A negative public image can be tough to overcome. Just ask pretty much any celebrity or politician. The 2008 housing crisis is at the root of the reverse mortgage industry’s negative public image. Many people who could potentially benefit from the proper application of a reverse mortgage have passed over the planning tool because of the negative feelings they still hold on to. Those feelings could disappear by properly considering a reverse mortgage in a financial plan.
Since 2008, the reverse mortgage industry has been able to mitigate the issue that surfaced during the housing crisis. Today, the product has enhanced consumer protections, improved federal oversight, reduced costs, and additional advantages for borrowers. These improvements changed what was called a reverse mortgage into what is now called a Home Equity Conversion Mortgage (HECM).

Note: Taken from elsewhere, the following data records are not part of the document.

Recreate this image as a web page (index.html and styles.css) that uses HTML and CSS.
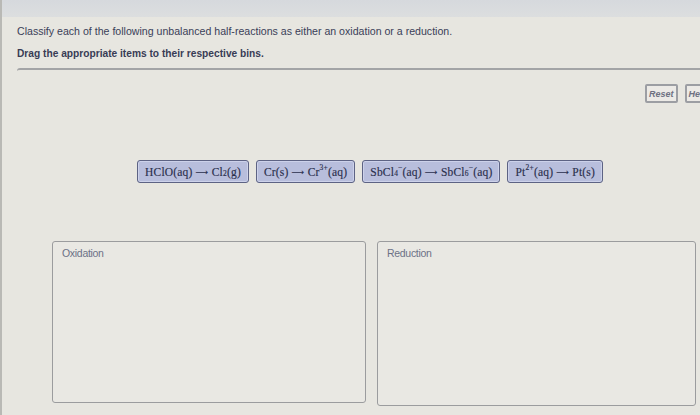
FILE: index.html
```html
<!DOCTYPE html>
<html>
<head>
<meta charset="utf-8">
<link rel="stylesheet" href="styles.css">
</head>
<body>
<div class="page">
  <div class="topband"></div>
  <div class="content">
    <p class="q1">Classify each of the following unbalanced half-reactions as either an oxidation or a reduction.</p>
    <p class="q2">Drag the appropriate items to their respective bins.</p>
    <div class="panel">
      <div class="toolbar">
        <button class="btn">Reset</button>
        <button class="btn">Help</button>
      </div>
      <div class="chips">
        <div class="chip">HClO(aq)<span class="arr">&#x27F6;</span>Cl<sub>2</sub>(g)</div>
        <div class="chip">Cr(s)<span class="arr">&#x27F6;</span>Cr<sup>3+</sup>(aq)</div>
        <div class="chip">SbCl<sub>4</sub><sup>&minus;</sup>(aq)<span class="arr">&#x27F6;</span>SbCl<sub>6</sub><sup>&minus;</sup>(aq)</div>
        <div class="chip">Pt<sup>2+</sup>(aq)<span class="arr">&#x27F6;</span>Pt(s)</div>
      </div>
      <div class="bins">
        <div class="bin bin-ox"><span class="bin-label">Oxidation</span></div>
        <div class="bin bin-red"><span class="bin-label">Reduction</span></div>
      </div>
    </div>
  </div>
</div>
</body>
</html>
```
FILE: styles.css
```css
html, body {
  margin: 0;
  padding: 0;
}
body {
  width: 700px;
  height: 415px;
  overflow: hidden;
  background: #e7e6e0;
  font-family: "Liberation Sans", Arial, sans-serif;
}
.page {
  display: flex;
  flex-direction: column;
  width: 700px;
  height: 415px;
  overflow: hidden;
  border-left: 2px solid #b9b9b5;
  box-sizing: border-box;
}
.topband {
  height: 17px;
  flex: none;
  background: linear-gradient(#d6d9dd, #dcdedf);
}
.content {
  padding-left: 15px;
}
.q1 {
  margin: 8px 0 0 0;
  font-size: 10.6px;
  line-height: 13px;
  color: #3a3e58;
}
.q2 {
  margin: 9px 0 0 0;
  font-size: 10.2px;
  line-height: 13px;
  font-weight: bold;
  color: #383c55;
}
.panel {
  margin-top: 8px;
  width: 720px;
  border-top: 2px solid #a3a4a6;
  border-top-left-radius: 3px;
  height: 360px;
}
.toolbar {
  display: flex;
  gap: 7px;
  padding-left: 628px;
  margin-top: 14px;
  white-space: nowrap;
}
.btn {
  height: 19px;
  padding: 0 2px;
  background: #eceae6;
  border: 2px solid #9c9ea3;
  border-radius: 2px;
  font-family: "Liberation Sans", Arial, sans-serif;
  font-size: 9px;
  font-weight: bold;
  font-style: italic;
  color: #6e7182;
}
.chips {
  display: flex;
  gap: 7px;
  padding-left: 120px;
  margin-top: 57px;
}
.chip {
  height: 23px;
  box-sizing: border-box;
  padding: 0 7px;
  display: flex;
  align-items: center;
  background: #b8bedc;
  border: 1.5px solid #5d6384;
  border-radius: 3px;
  box-shadow: inset 0 0 0 1px #cdd2ea;
  font-family: "Liberation Serif", "Times New Roman", serif;
  font-size: 11.5px;
  letter-spacing: 0.2px;
  color: #2a2f4c;
  white-space: nowrap;
  -webkit-text-stroke: 0.15px #2a2f4c;
}
.chip sub, .chip sup {
  font-size: 7.5px;
  line-height: 0;
  position: relative;
}
.chip sub {
  vertical-align: baseline;
  top: 2px;
}
.chip sup {
  vertical-align: baseline;
  top: -4px;
}
.arr {
  font-family: "DejaVu Sans", sans-serif;
  font-size: 9px;
  margin: 0 3px;
  -webkit-text-stroke: 0;
}
.bins {
  display: flex;
  gap: 11px;
  padding-left: 35px;
  margin-top: 58px;
}
.bin {
  height: 162px;
  box-sizing: border-box;
  border: 1.5px solid #9b9c9e;
  border-radius: 3px;
  background: #e9e8e3;
  padding: 1px 9px;
}
.bin-ox {
  width: 314px;
}
.bin-red {
  width: 319px;
  height: 165px;
}
.bin-label {
  font-size: 10.5px;
  color: #6c7186;
  letter-spacing: -0.3px;
}
```
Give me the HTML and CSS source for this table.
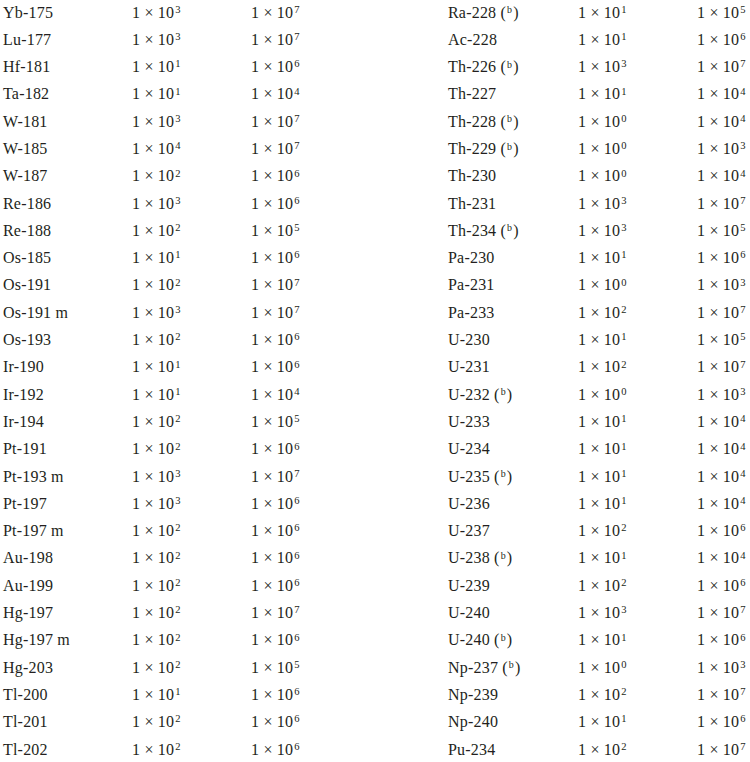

Some possible benefits of a Home Equity Conversion Mortgage include:
- Ending current mortgage payments to free up monthly cash flow during retirement
- Using the line of credit for expenses during a bear market as to not sell investment assets during a down market
- Bridging the Medicare gap between 62 and 65
- Delaying the start of Social Security payments until reaching the maximum benefit
- Tax planning to reduce taxable income or the ability to bundle deductions in one tax year
- Paying for the cost of end of life care
The idea is to be able to access the equity inside of the home to provide more cash flow during retirement. Home equity is often a person’s most significant asset, but the equity is locked up and the homeowner is not able to access it. A HECM allows the equity to become available without the need to sell the home or take out a forward mortgage.
Due to the increased scrutiny following 2008, borrowers must meet the following requirements before being eligible for a HECM:
- Homeowners must be age 62 or older
- The loan is based on the age of the youngest borrower if there are co-signers
- The homeowner must own the home outright or have significant equity
- Borrowers must own and live on the property as the primary residence (live there 6 or more months a year)
- Homeowners are required to get consumer counseling and education before being approved
This article was meant to bring light to the changes in the reverse mortgage industry and introduce the concept as a possible additional strategy in a financial plan. We will be evaluating potential benefits of a HECM with our clients during our annual planning reviews.